Paul’s actual teachings, however, as taken directly from the Greek of his letters, emphasise neither original guilt nor imputed righteousness (he believed in neither), but rather the overthrow of bad angels....

... The essence of Paul’s theology is something far stranger, and unfolds on a far vaster scale. For Paul, the present world-age is rapidly passing, while another world-age differing from the former in every dimension – heavenly or terrestrial, spiritual or physical – is already dawning. The story of salvation concerns the entire cosmos; and it is a story of invasion, conquest, spoliation and triumph. For Paul, the cosmos has been enslaved to death, both by our sin and by the malign governance of those ‘angelic’ or ‘daemonian’ agencies who reign over the earth from the heavens, and who hold spirits in thrall below the earth. These angelic beings, these Archons, whom Paul calls Thrones and Powers and Dominations and Spiritual Forces of Evil in the High Places, are the gods of the nations. In the Letter to the Galatians, he even hints that the angel of the Lord who rules over Israel might be one of their number. Whether fallen, or mutinous, or merely incompetent, these beings stand intractably between us and God. But Christ has conquered them all.

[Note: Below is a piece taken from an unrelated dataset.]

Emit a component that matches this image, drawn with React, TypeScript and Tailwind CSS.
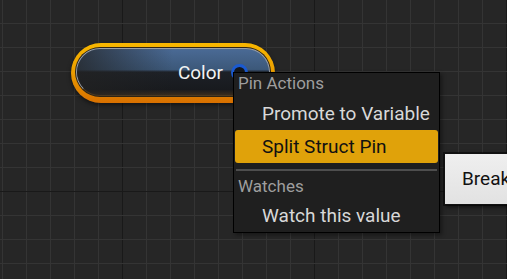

In descending to Hades and ascending again through the heavens, Christ has vanquished all the Powers below and above that separate us from the love of God, taking them captive in a kind of triumphal procession. All that now remains is the final consummation of the present age, when Christ will appear in his full glory as cosmic conqueror, having ‘subordinated’ (hypetaxen) all the cosmic powers to himself – literally, having properly ‘ordered’ them ‘under’ himself – and will then return this whole reclaimed empire to his Father. God himself, rather than wicked or inept spiritual intermediaries, will rule the cosmos directly. Sometimes, Paul speaks as if some human beings will perish along with the present age, and sometimes as if all human beings will finally be saved. He never speaks of some hell for the torment of unregenerate souls.

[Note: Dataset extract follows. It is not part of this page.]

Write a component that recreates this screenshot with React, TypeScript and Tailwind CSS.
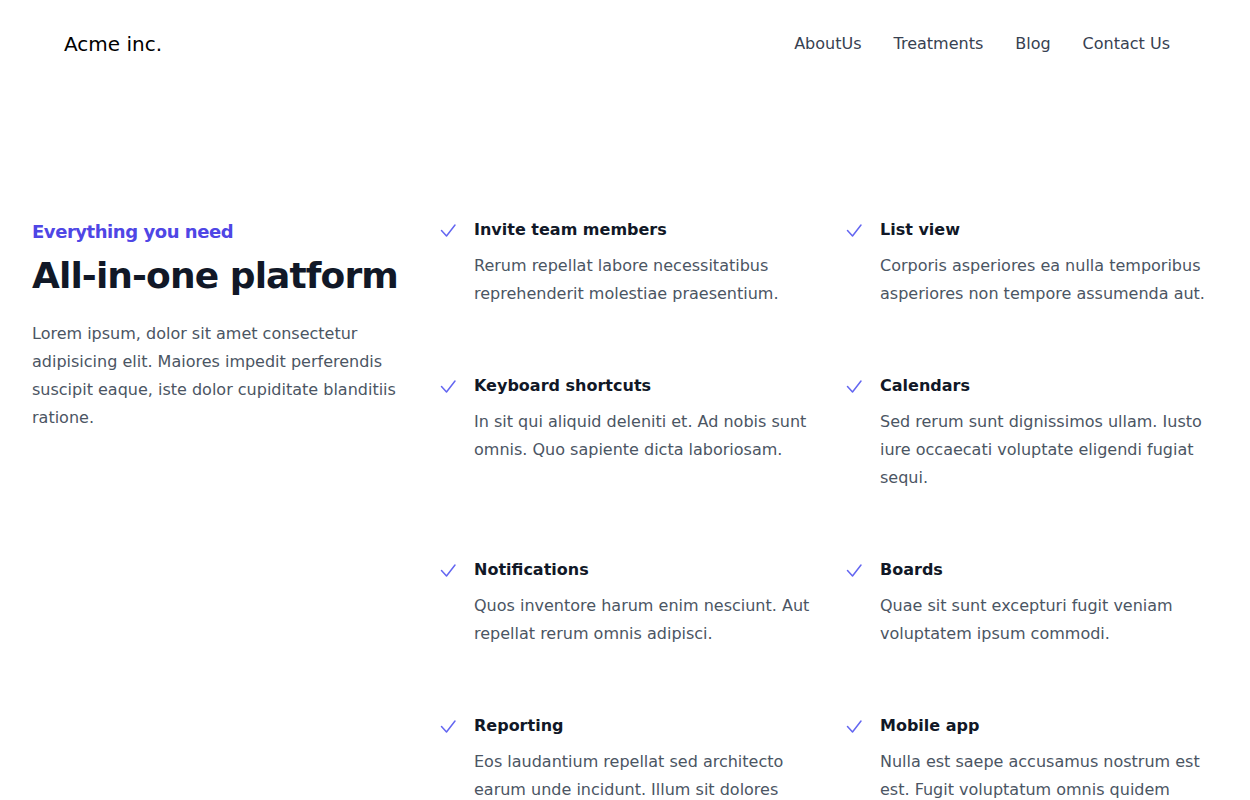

This is very, very interesting.
It speaks to what I mentioned to you (I just haven't gotten to it yet) about my "head canon" and what I sort-of "thought" Jesus and the World to Come was about when I was 9 or 10.
 
Hello Thomas
At first glance I thought it was you who transalted the New Testament, until I read the link. But as it is you who posted this link, what point of interest do you want to focus on? In what does Hart's understanding of the texts differ from the established main stream translatins (NKJV, NASB, ...) or attempts to be as close as possible to the Greek (Young's Literal, Berean Literal, Literal Standard Version)?

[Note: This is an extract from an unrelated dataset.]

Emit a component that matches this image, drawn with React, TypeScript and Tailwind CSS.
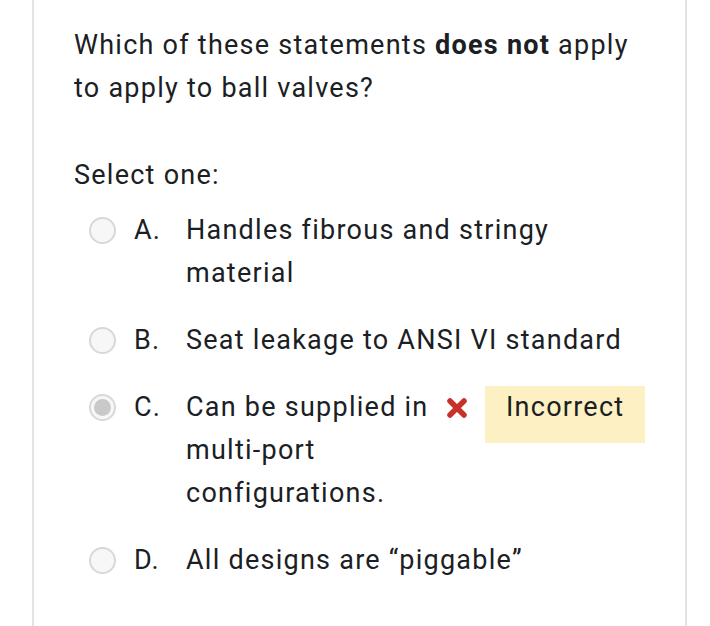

I too thought that - that's come up in a few posts, by various members, where it's not apparent at first that they are quoting someone else.
 
Rather, I mean that most of us would find Christians truly cast in the New Testament mold fairly obnoxious: civically reprobate, ideologically unsound, economically destructive, politically irresponsible, socially discreditable, and really just a bit indecent.
Say more?
 
Because one thing in remarkably short supply in the New Testament is common sense. The Gospels, the epistles, Acts, Revelation—all of them are relentless torrents of exorbitance and extremism: commands to become as perfect as God in his heaven and to live as insouciantly as lilies in their field; condemnations of a roving eye as equivalent to adultery and of evil thoughts toward another as equivalent to murder; injunctions to sell all one’s possessions and to give the proceeds to the poor, and demands that one hate one’s parents for the Kingdom’s sake and leave the dead to bury the dead. This extremism is not merely an occasional hyperbolic presence in the texts; it is their entire cultural and spiritual atmosphere. The New Testament emerges from a cosmos ruled by malign celestial principalities (conquered by Christ but powerful to the end) and torn between spirit and flesh (the one, according to Paul, longing for God, the other opposing him utterly). There are no comfortable medians in these latitudes, no areas of shade. Everything is cast in the harsh light of final judgment, and that judgment is absolute. In regard to all these texts, the qualified, moderate, common-sense interpretation is always false.
But some of this is hyperbole right? And also things that made a different kind of sense in context - for example I read somewhere a couple of different interpretations of "letting the dead bury the dead" meaning to leave behind certain people who had no ears to hear, as they were all spiritually dead. I read another interpretations that indicated that the phrase before it, the person being responded to said something about wanting to delay to bury his father first. The interpretation I read was that the phrase "let me first bury my father" was a saying in those days which meant procrastinating for an extended time. A person saying it may have a father alive and well, and if asked to do something and they said that, they were meaning to put it off for a very long time.

For many reasons, I have often found the bible to be cryptic and incoherent. I would have the sense that something more was being said than what I saw on the page, but I didn't know what. I didn't even begin to find out until my 30s, internet access and being around people with the same questions (I didn't know about progressive churches before that time)
 
Christ was remarkably dismissive of the family.
He sort of was, in some spots, but also condemned divorce.
However, I have also read that the condemnations about divorce was not so much about maintaining marriages as it was about wanting to protect women from being abandoned by careless husbands without being given a proper divorce.
Back to the dismissal of family: Saying people needed to hate their family to follow him sounds harsh.
Although when anybody takes on a risky or demanding pursuit, sometimes people say "You must really hate your (parents, family, wife, etc)
 
Not only did he not promise his followers worldly success (even success in making things better for others)
Making things better for others - in other words, social progress - wasn't really a concept back then, so I'm not surprised no such promise for his followers existed. Back then worldly success was often synonymous with exploitation and evil. It made sense back then. The rich were doing just that. Need more money? Go to war with the inhabitants of foreign lands, destroy their villages, and enslave their people to gather more material resources.